* SHORT EXERCISE: Copy every line of the data that includes the string "components".

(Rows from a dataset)
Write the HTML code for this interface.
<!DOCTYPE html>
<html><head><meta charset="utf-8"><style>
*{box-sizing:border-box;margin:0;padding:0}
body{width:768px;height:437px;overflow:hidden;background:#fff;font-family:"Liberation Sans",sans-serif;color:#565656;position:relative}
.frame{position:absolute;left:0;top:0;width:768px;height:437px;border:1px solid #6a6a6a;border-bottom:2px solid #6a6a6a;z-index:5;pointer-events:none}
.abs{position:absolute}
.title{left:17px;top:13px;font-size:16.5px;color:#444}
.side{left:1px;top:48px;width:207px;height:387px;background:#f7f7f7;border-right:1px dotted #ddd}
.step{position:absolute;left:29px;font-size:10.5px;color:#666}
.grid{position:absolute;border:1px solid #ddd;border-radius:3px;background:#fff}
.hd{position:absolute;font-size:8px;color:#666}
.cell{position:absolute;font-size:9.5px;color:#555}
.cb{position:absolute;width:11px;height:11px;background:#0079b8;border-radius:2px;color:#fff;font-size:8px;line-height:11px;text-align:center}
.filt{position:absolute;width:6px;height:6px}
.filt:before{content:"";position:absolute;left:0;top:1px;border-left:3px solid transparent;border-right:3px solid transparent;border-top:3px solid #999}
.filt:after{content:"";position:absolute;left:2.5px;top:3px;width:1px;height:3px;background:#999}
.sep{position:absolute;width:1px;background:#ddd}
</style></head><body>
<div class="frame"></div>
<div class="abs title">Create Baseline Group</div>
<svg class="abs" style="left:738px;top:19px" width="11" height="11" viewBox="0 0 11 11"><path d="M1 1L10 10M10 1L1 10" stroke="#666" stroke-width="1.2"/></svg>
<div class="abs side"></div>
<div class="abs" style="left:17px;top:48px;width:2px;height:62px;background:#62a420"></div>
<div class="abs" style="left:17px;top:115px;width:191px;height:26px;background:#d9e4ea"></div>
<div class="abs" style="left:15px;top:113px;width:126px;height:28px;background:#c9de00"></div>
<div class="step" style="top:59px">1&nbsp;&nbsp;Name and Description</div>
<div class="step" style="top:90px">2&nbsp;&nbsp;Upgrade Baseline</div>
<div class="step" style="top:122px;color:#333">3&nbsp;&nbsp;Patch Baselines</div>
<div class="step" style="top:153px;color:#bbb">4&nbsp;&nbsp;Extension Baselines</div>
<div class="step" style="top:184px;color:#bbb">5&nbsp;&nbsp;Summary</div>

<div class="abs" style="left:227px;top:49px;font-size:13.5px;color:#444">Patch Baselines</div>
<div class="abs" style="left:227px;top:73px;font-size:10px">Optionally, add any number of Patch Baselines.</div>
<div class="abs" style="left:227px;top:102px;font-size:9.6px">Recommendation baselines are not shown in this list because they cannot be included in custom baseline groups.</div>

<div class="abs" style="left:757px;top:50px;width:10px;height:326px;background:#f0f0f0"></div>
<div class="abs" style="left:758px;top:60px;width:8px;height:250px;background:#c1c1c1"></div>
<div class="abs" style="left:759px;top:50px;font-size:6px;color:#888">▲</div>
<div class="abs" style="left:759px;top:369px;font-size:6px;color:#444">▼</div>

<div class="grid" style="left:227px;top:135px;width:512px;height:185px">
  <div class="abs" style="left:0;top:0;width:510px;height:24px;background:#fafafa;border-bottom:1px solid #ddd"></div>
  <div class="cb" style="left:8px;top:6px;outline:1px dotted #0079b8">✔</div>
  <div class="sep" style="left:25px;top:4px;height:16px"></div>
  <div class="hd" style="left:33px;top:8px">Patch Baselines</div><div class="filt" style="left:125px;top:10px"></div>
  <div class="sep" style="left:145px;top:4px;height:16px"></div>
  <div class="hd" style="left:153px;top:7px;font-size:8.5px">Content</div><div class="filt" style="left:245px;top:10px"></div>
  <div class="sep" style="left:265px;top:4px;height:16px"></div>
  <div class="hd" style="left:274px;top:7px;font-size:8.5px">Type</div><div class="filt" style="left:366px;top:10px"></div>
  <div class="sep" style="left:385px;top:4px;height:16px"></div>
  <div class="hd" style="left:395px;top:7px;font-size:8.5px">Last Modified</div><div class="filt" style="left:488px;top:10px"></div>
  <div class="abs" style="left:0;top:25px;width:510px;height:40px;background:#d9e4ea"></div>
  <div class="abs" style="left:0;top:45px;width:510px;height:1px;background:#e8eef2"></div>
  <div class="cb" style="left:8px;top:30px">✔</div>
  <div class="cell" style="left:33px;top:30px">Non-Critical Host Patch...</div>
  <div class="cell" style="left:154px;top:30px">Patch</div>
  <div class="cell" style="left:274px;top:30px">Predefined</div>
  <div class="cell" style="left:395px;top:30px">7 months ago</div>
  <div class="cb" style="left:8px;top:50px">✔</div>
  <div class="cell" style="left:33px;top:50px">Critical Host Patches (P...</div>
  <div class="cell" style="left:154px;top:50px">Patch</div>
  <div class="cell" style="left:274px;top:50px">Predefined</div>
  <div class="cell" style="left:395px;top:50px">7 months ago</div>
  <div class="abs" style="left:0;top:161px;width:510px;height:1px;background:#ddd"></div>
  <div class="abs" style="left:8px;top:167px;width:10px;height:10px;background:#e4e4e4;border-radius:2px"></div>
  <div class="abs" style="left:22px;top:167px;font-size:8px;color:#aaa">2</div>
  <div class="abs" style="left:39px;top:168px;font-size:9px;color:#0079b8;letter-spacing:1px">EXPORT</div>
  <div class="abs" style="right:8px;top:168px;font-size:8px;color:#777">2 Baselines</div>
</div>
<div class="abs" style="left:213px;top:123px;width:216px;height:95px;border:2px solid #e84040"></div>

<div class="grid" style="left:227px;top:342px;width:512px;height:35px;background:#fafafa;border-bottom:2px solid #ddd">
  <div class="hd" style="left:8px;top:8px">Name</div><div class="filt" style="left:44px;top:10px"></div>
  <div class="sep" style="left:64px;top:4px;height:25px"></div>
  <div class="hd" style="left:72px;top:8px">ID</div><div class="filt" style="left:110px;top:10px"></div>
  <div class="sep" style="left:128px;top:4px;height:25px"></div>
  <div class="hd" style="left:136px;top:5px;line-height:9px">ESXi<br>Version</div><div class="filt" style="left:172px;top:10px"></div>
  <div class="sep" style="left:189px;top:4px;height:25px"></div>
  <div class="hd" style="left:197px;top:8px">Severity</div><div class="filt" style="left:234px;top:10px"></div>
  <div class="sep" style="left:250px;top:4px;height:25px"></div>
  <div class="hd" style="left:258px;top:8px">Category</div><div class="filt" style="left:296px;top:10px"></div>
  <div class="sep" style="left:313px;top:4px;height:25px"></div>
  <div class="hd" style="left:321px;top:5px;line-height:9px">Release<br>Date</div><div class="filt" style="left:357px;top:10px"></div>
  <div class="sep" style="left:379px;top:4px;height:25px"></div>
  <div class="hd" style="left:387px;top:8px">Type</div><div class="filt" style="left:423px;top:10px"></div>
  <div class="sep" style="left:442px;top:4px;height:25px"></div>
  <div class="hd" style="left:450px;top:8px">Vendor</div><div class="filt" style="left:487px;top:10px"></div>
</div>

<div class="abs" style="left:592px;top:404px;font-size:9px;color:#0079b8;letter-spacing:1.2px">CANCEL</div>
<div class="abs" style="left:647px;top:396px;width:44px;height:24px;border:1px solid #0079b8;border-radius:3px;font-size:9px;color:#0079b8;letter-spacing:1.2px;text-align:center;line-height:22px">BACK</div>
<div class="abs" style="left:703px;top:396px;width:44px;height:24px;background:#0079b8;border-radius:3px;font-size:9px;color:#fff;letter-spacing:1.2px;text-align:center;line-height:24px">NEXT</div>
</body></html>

...

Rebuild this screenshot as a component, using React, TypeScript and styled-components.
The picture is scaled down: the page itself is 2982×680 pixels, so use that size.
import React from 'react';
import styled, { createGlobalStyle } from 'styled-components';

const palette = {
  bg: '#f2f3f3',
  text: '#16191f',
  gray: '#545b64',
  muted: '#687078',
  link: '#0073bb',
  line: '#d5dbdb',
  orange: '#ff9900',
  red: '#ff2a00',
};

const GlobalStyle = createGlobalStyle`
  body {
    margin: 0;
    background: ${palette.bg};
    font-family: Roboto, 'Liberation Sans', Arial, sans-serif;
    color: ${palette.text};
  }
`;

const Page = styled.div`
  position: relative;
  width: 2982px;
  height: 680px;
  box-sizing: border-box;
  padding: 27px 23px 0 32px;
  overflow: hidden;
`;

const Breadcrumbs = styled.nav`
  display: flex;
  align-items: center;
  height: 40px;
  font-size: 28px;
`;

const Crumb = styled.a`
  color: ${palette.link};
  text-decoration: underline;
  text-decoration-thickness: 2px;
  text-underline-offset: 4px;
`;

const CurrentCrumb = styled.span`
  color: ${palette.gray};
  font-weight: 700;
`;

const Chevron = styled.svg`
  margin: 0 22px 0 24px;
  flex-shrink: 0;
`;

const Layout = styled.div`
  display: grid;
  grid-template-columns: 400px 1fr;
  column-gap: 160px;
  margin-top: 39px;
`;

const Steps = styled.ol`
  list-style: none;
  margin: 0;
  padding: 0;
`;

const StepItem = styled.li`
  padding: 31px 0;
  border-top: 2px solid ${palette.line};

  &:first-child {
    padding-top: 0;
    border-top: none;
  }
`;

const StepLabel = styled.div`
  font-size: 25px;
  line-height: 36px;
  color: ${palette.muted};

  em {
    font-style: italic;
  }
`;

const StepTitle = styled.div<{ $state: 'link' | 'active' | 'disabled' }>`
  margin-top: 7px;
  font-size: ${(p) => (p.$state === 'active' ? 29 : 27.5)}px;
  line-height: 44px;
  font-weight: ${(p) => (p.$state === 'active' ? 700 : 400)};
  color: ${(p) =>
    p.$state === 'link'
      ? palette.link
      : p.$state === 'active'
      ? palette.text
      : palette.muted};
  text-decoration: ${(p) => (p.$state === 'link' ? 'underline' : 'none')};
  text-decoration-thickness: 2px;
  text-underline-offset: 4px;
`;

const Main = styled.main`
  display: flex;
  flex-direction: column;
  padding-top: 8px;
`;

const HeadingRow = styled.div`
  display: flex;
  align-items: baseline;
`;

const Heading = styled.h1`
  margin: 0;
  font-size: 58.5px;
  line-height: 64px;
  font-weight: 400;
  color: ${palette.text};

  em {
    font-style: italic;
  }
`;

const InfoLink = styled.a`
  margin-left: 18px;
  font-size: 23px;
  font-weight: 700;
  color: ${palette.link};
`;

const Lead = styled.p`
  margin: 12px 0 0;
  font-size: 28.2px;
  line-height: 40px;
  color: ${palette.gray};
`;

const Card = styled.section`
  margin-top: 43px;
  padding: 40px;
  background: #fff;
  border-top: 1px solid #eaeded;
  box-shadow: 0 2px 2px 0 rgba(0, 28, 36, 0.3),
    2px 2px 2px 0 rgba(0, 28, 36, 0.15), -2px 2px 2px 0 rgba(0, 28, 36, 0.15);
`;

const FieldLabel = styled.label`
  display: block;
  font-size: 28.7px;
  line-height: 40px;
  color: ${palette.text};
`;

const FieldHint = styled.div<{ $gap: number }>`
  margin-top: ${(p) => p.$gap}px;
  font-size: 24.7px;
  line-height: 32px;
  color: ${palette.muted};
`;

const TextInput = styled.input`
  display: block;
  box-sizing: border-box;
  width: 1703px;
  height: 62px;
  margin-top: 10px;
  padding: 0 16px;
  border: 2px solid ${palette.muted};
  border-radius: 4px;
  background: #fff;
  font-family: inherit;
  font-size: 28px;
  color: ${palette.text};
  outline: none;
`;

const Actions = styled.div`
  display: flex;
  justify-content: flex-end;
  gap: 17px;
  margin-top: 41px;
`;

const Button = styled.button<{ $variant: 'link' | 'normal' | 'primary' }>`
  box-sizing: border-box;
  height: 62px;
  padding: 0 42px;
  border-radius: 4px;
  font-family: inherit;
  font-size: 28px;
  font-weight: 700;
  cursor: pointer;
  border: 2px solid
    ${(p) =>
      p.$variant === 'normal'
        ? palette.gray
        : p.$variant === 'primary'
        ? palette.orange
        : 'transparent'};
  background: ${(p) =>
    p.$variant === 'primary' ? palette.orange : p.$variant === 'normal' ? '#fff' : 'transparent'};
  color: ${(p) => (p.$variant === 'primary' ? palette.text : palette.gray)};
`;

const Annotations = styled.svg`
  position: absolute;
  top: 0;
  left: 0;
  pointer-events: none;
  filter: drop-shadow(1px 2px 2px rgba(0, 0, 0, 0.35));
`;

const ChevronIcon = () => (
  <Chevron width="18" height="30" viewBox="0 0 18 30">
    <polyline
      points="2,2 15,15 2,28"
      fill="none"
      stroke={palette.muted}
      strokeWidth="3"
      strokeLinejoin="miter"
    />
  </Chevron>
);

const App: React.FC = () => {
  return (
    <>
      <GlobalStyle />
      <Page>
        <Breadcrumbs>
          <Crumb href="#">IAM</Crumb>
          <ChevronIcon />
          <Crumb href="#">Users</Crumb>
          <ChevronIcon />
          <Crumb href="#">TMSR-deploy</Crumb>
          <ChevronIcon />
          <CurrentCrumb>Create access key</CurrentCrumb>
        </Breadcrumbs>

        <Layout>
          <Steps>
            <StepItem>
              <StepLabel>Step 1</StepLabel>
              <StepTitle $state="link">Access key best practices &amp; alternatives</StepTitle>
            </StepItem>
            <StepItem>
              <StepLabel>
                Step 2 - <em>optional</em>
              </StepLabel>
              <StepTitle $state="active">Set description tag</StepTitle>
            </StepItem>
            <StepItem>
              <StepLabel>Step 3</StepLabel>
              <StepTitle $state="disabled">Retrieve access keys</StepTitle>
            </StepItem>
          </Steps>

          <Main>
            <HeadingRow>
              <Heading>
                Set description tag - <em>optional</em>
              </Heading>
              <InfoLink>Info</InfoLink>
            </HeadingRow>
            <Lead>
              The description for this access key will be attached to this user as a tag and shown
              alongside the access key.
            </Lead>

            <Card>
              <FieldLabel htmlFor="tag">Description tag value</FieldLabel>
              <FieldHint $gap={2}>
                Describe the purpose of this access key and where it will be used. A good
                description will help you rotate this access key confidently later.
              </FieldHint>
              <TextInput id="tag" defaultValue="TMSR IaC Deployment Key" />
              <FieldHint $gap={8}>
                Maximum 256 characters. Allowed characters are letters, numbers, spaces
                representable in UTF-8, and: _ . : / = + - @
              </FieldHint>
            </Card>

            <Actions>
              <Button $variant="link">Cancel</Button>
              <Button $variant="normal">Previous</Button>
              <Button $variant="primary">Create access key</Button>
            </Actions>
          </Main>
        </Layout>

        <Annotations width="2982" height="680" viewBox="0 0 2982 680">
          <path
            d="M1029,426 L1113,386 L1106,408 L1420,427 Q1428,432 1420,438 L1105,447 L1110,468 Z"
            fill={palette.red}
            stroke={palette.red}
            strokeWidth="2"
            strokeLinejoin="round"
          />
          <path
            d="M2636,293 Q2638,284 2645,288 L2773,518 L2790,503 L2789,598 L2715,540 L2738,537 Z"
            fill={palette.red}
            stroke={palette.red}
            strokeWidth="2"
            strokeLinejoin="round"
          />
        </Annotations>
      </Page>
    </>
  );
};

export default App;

* TASK SOLUTION:
Rebuild this screenshot as a component, using React, TypeScript and styled-components.
import styled, { createGlobalStyle } from 'styled-components';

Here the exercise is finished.